Task to complete
Drop the pictures from the entries below, then reproduce the rest exactly.

[Web page code records]
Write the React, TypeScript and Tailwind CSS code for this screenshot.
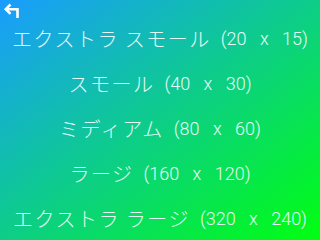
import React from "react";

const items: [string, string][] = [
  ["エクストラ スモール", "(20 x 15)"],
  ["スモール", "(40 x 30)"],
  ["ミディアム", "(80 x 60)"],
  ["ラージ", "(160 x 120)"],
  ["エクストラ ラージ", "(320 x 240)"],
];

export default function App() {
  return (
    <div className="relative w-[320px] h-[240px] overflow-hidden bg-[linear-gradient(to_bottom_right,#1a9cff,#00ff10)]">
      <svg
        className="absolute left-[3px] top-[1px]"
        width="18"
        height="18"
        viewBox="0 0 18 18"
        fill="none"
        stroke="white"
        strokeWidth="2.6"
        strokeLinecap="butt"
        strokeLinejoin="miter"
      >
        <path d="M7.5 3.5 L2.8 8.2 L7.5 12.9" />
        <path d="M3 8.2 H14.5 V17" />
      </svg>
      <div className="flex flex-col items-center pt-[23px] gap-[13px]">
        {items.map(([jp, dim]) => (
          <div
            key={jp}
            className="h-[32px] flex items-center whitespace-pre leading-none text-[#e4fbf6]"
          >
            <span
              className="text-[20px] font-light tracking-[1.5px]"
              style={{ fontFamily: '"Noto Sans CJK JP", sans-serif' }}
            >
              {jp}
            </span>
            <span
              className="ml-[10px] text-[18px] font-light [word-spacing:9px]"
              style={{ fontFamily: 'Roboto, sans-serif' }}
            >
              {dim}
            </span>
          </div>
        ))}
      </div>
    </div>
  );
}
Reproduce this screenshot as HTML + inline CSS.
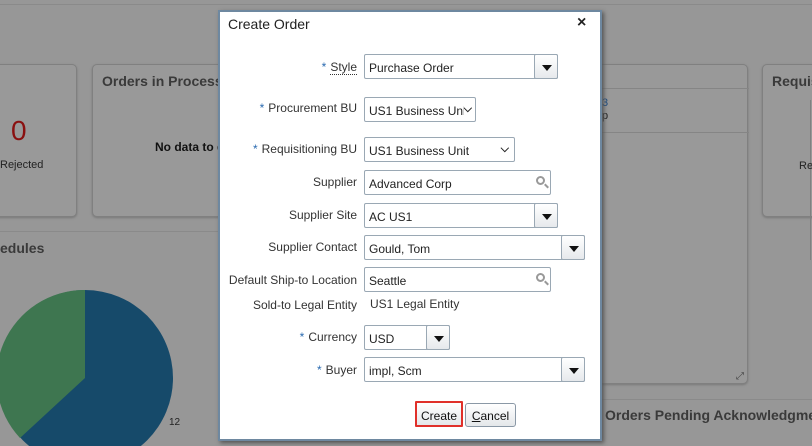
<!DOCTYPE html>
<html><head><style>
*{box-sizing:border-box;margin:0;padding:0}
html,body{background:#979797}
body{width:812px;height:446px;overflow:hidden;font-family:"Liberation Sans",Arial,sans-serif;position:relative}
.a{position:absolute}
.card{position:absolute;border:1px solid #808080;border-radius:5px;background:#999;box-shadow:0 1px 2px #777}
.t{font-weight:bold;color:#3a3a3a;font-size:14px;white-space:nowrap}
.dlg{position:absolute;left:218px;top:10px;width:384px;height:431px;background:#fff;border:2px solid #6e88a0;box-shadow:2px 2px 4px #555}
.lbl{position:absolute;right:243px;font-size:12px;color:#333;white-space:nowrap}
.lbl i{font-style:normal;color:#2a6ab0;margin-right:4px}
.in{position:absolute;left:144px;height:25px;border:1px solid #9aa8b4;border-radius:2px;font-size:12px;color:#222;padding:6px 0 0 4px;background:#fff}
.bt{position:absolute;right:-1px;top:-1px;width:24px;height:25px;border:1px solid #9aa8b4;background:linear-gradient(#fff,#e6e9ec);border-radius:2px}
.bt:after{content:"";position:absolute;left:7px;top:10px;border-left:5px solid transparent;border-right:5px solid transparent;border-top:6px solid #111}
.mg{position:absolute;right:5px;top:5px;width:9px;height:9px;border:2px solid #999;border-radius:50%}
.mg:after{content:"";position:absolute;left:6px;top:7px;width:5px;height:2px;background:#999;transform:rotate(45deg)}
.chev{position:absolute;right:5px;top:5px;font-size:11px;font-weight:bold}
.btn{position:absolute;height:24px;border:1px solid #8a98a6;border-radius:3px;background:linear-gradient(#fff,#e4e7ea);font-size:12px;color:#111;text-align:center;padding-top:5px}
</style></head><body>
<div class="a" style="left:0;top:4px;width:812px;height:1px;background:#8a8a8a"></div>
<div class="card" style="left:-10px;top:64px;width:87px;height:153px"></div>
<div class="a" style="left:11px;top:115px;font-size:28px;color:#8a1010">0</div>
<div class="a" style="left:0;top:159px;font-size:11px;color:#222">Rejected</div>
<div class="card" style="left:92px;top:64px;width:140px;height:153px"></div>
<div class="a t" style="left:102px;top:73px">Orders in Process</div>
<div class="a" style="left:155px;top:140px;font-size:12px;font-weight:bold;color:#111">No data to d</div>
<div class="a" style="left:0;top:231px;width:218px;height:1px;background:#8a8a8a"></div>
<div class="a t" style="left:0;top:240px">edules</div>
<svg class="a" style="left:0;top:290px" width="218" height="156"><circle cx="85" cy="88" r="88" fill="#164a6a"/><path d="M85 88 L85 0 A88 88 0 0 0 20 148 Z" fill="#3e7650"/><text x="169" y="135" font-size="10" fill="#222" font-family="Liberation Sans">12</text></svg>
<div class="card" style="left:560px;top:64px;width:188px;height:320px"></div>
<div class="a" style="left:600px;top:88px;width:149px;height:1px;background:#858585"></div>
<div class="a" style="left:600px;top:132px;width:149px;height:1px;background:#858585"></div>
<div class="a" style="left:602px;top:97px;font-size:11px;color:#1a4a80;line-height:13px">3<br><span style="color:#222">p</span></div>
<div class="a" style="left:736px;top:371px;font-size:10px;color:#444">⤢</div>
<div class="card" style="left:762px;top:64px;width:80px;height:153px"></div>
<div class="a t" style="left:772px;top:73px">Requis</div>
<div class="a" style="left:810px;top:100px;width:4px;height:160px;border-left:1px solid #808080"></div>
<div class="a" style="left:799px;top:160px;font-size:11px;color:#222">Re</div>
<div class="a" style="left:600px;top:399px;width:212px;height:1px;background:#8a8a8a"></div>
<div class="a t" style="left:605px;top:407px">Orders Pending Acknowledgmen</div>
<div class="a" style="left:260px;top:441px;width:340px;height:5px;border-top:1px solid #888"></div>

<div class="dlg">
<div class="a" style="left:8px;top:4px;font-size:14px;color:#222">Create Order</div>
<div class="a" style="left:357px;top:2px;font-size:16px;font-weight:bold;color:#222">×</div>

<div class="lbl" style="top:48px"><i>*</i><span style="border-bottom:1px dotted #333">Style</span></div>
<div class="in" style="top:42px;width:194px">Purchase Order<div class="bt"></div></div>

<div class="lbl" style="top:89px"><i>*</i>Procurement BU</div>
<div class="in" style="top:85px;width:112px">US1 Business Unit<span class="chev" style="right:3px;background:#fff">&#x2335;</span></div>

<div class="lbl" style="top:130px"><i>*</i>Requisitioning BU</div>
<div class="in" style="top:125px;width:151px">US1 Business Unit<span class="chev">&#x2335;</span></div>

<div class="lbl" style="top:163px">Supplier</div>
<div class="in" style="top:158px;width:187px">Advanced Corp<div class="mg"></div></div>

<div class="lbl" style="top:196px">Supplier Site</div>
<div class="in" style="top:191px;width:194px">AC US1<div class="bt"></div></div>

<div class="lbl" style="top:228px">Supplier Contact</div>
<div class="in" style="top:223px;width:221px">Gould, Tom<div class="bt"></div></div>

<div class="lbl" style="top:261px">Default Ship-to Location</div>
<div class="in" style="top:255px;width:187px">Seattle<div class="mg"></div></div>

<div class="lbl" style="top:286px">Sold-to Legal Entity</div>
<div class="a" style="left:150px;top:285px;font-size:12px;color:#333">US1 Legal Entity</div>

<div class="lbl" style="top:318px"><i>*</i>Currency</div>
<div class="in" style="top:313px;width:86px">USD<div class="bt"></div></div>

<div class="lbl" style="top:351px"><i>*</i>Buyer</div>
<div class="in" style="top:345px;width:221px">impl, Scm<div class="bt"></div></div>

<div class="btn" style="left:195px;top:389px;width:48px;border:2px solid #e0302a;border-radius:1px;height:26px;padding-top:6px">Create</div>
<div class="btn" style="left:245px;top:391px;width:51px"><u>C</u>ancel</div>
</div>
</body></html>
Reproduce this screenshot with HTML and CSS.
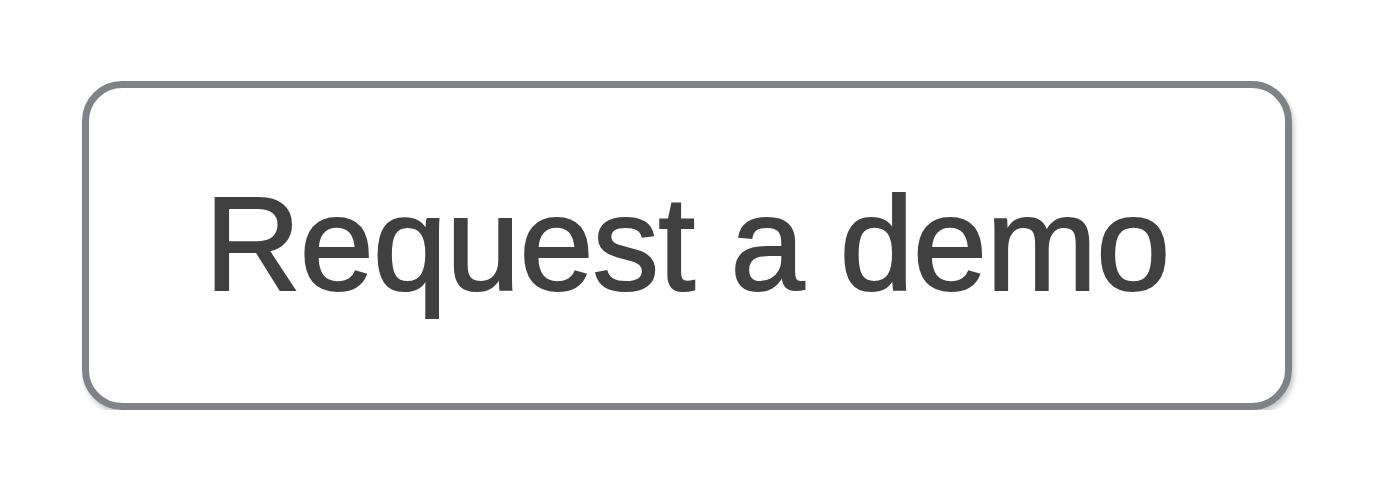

Solution for this exercise
Write the React, TypeScript and Tailwind CSS code for this screenshot.
import React from "react";

const items: [string, string][] = [
  ["エクストラ スモール", "(20 x 15)"],
  ["スモール", "(40 x 30)"],
  ["ミディアム", "(80 x 60)"],
  ["ラージ", "(160 x 120)"],
  ["エクストラ ラージ", "(320 x 240)"],
];

export default function App() {
  return (
    <div className="relative w-[320px] h-[240px] overflow-hidden bg-[linear-gradient(to_bottom_right,#1a9cff,#00ff10)]">
      <svg
        className="absolute left-[3px] top-[1px]"
        width="18"
        height="18"
        viewBox="0 0 18 18"
        fill="none"
        stroke="white"
        strokeWidth="2.6"
        strokeLinecap="butt"
        strokeLinejoin="miter"
      >
        <path d="M7.5 3.5 L2.8 8.2 L7.5 12.9" />
        <path d="M3 8.2 H14.5 V17" />
      </svg>
      <div className="flex flex-col items-center pt-[23px] gap-[13px]">
        {items.map(([jp, dim]) => (
          <div
            key={jp}
            className="h-[32px] flex items-center whitespace-pre leading-none text-[#e4fbf6]"
          >
            <span
              className="text-[20px] font-light tracking-[1.5px]"
              style={{ fontFamily: '"Noto Sans CJK JP", sans-serif' }}
            >
              {jp}
            </span>
            <span
              className="ml-[10px] text-[18px] font-light [word-spacing:9px]"
              style={{ fontFamily: 'Roboto, sans-serif' }}
            >
              {dim}
            </span>
          </div>
        ))}
      </div>
    </div>
  );
}
Reproduce this screenshot as HTML + inline CSS.
<!DOCTYPE html>
<html><head><style>
*{box-sizing:border-box;margin:0;padding:0}
html,body{background:#979797}
body{width:812px;height:446px;overflow:hidden;font-family:"Liberation Sans",Arial,sans-serif;position:relative}
.a{position:absolute}
.card{position:absolute;border:1px solid #808080;border-radius:5px;background:#999;box-shadow:0 1px 2px #777}
.t{font-weight:bold;color:#3a3a3a;font-size:14px;white-space:nowrap}
.dlg{position:absolute;left:218px;top:10px;width:384px;height:431px;background:#fff;border:2px solid #6e88a0;box-shadow:2px 2px 4px #555}
.lbl{position:absolute;right:243px;font-size:12px;color:#333;white-space:nowrap}
.lbl i{font-style:normal;color:#2a6ab0;margin-right:4px}
.in{position:absolute;left:144px;height:25px;border:1px solid #9aa8b4;border-radius:2px;font-size:12px;color:#222;padding:6px 0 0 4px;background:#fff}
.bt{position:absolute;right:-1px;top:-1px;width:24px;height:25px;border:1px solid #9aa8b4;background:linear-gradient(#fff,#e6e9ec);border-radius:2px}
.bt:after{content:"";position:absolute;left:7px;top:10px;border-left:5px solid transparent;border-right:5px solid transparent;border-top:6px solid #111}
.mg{position:absolute;right:5px;top:5px;width:9px;height:9px;border:2px solid #999;border-radius:50%}
.mg:after{content:"";position:absolute;left:6px;top:7px;width:5px;height:2px;background:#999;transform:rotate(45deg)}
.chev{position:absolute;right:5px;top:5px;font-size:11px;font-weight:bold}
.btn{position:absolute;height:24px;border:1px solid #8a98a6;border-radius:3px;background:linear-gradient(#fff,#e4e7ea);font-size:12px;color:#111;text-align:center;padding-top:5px}
</style></head><body>
<div class="a" style="left:0;top:4px;width:812px;height:1px;background:#8a8a8a"></div>
<div class="card" style="left:-10px;top:64px;width:87px;height:153px"></div>
<div class="a" style="left:11px;top:115px;font-size:28px;color:#8a1010">0</div>
<div class="a" style="left:0;top:159px;font-size:11px;color:#222">Rejected</div>
<div class="card" style="left:92px;top:64px;width:140px;height:153px"></div>
<div class="a t" style="left:102px;top:73px">Orders in Process</div>
<div class="a" style="left:155px;top:140px;font-size:12px;font-weight:bold;color:#111">No data to d</div>
<div class="a" style="left:0;top:231px;width:218px;height:1px;background:#8a8a8a"></div>
<div class="a t" style="left:0;top:240px">edules</div>
<svg class="a" style="left:0;top:290px" width="218" height="156"><circle cx="85" cy="88" r="88" fill="#164a6a"/><path d="M85 88 L85 0 A88 88 0 0 0 20 148 Z" fill="#3e7650"/><text x="169" y="135" font-size="10" fill="#222" font-family="Liberation Sans">12</text></svg>
<div class="card" style="left:560px;top:64px;width:188px;height:320px"></div>
<div class="a" style="left:600px;top:88px;width:149px;height:1px;background:#858585"></div>
<div class="a" style="left:600px;top:132px;width:149px;height:1px;background:#858585"></div>
<div class="a" style="left:602px;top:97px;font-size:11px;color:#1a4a80;line-height:13px">3<br><span style="color:#222">p</span></div>
<div class="a" style="left:736px;top:371px;font-size:10px;color:#444">⤢</div>
<div class="card" style="left:762px;top:64px;width:80px;height:153px"></div>
<div class="a t" style="left:772px;top:73px">Requis</div>
<div class="a" style="left:810px;top:100px;width:4px;height:160px;border-left:1px solid #808080"></div>
<div class="a" style="left:799px;top:160px;font-size:11px;color:#222">Re</div>
<div class="a" style="left:600px;top:399px;width:212px;height:1px;background:#8a8a8a"></div>
<div class="a t" style="left:605px;top:407px">Orders Pending Acknowledgmen</div>
<div class="a" style="left:260px;top:441px;width:340px;height:5px;border-top:1px solid #888"></div>

<div class="dlg">
<div class="a" style="left:8px;top:4px;font-size:14px;color:#222">Create Order</div>
<div class="a" style="left:357px;top:2px;font-size:16px;font-weight:bold;color:#222">×</div>

<div class="lbl" style="top:48px"><i>*</i><span style="border-bottom:1px dotted #333">Style</span></div>
<div class="in" style="top:42px;width:194px">Purchase Order<div class="bt"></div></div>

<div class="lbl" style="top:89px"><i>*</i>Procurement BU</div>
<div class="in" style="top:85px;width:112px">US1 Business Unit<span class="chev" style="right:3px;background:#fff">&#x2335;</span></div>

<div class="lbl" style="top:130px"><i>*</i>Requisitioning BU</div>
<div class="in" style="top:125px;width:151px">US1 Business Unit<span class="chev">&#x2335;</span></div>

<div class="lbl" style="top:163px">Supplier</div>
<div class="in" style="top:158px;width:187px">Advanced Corp<div class="mg"></div></div>

<div class="lbl" style="top:196px">Supplier Site</div>
<div class="in" style="top:191px;width:194px">AC US1<div class="bt"></div></div>

<div class="lbl" style="top:228px">Supplier Contact</div>
<div class="in" style="top:223px;width:221px">Gould, Tom<div class="bt"></div></div>

<div class="lbl" style="top:261px">Default Ship-to Location</div>
<div class="in" style="top:255px;width:187px">Seattle<div class="mg"></div></div>

<div class="lbl" style="top:286px">Sold-to Legal Entity</div>
<div class="a" style="left:150px;top:285px;font-size:12px;color:#333">US1 Legal Entity</div>

<div class="lbl" style="top:318px"><i>*</i>Currency</div>
<div class="in" style="top:313px;width:86px">USD<div class="bt"></div></div>

<div class="lbl" style="top:351px"><i>*</i>Buyer</div>
<div class="in" style="top:345px;width:221px">impl, Scm<div class="bt"></div></div>

<div class="btn" style="left:195px;top:389px;width:48px;border:2px solid #e0302a;border-radius:1px;height:26px;padding-top:6px">Create</div>
<div class="btn" style="left:245px;top:391px;width:51px"><u>C</u>ancel</div>
</div>
</body></html>
Reproduce this screenshot with HTML and CSS.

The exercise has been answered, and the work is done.